La figura del Rey
EL ALTO lugar que ocupa el Rey en la organización estatal conlleva forzosamente los elementos de ambigüedad que le transmite la diferencia existente entre la delimitación constitucional de sus competencias y el funcionamiento real del sistema político. Quien empleara sólo un enfoque jurídico-formal para describir la posición del Rey dentro de las instituciones se referiría al título II de la Constitución, dedicado a la Corona, y extraería como conclusión que los poderes arbítrales y de moderación, característicos de las monarquías parlamentarias, constituyen el núcleo sustancial de sus funciones. Sin embargo, la realidad obliga a incluir en esos análisis otros factores (como el mando supremo de las Fuerzas Armadas), que no sólo realzan los auctoritas de don Juan Carlos, sino que además refuerzan su potestas muy por encima de lo que el organigrama estatal bosqueja. Frente al habitual estereotipo de que "el rey reina, pero no gobierna", tal vez había que decir que "el rey no gobierna, pero reina". Dada esta situación, parece difícil de evitar que la figura de don Juan Carlos intente ser aprovechada por quienes desean instrumentalizarla en su beneficio.Los cabecillas del golpe de Estado frustrado manipularon, con hipocresía y deslealtad, el nombre de don Juan Carlos en la tarde del 23 de febrero, y siguen utilizándolo en los trámites procesales del sumario abierto contra ellos por rebelión militar.
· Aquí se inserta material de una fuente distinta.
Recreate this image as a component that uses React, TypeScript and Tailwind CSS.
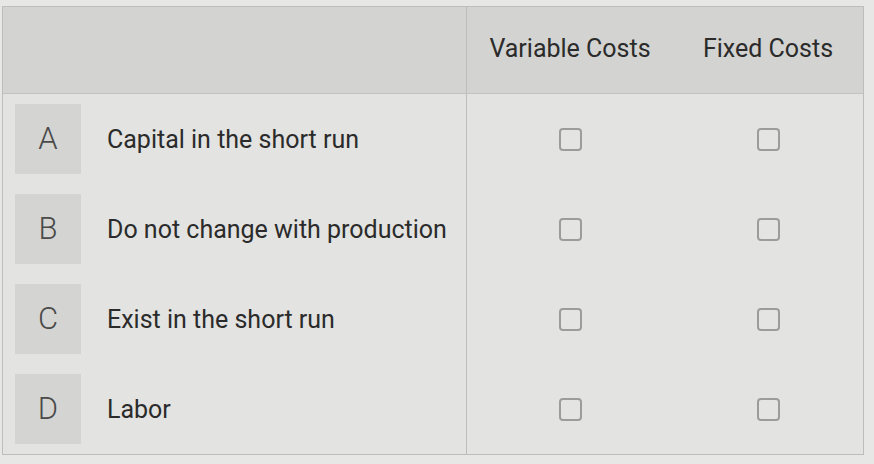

Esta patraña no pertenece a una legítima defensa jurídica de los procesados, sino que forma parte de una repugnante ofensiva política para derribar la Monarquía parlamentaria y acabar con las libertades públicas.
De añadidura, la firmeza con que don Juan Carlos defendió, durante la noche del 23 de febrero, la legalidad constitucional hace al Trono primer objetivo de cualquier nuevo intento faccioso.
Pero la instrumentalización de la figura del Rey es un proyecto acariciado también por otros grupos y sectores, que, criticando la irracional brutalidad de los golpistas duros, quizá deseen alterar, por vías extraparlamentarias, el ordenamiento constitucional y recortar, mediante métodos presuntamente blandos, el régimen de libertades.
En ningún caso nos parece esto lícito, y en todos creemos que es peligroso: involucrar a la Corona en la política concreta es contribuir a amenazarla. El Gobierno tiene medios, capacidad y apoyo para poner orden donde no lo hay, sin menoscabo de la libertad. Y es evidente que no puede ser la calle -aun a pesar de las provocaciones que prepara la trama negra- el principal motivo de preocupación ahora.
Un sistema democrático permite que los conflictos políticos, las tensiones sociales y las luchas ideológicas afloren a plena luz y no se enconen y agraven, por culpa de su artificial ocultamiento y represión, hasta acumular la masa crítica que precede a las grandes explosiones. La perduración en los cargos es una característica estructural de las dictaduras, mientras que los sistemas parlamentarios permiten que los ciudadanos elijan, cada pocos años, a sus representantes y gobernantes. Y una vieja monarquía parlamentaria como la británica ha demostrado que la eficacia y la energía de los Gobiernos no sólo no son incompatibles con el debate político, sino que hunden, a largo plazo, sus raíces en el pluralismo y en la explicitación abierta de los conflictos. Estas son algunas meditaciones que brindamos al Ejecutivo.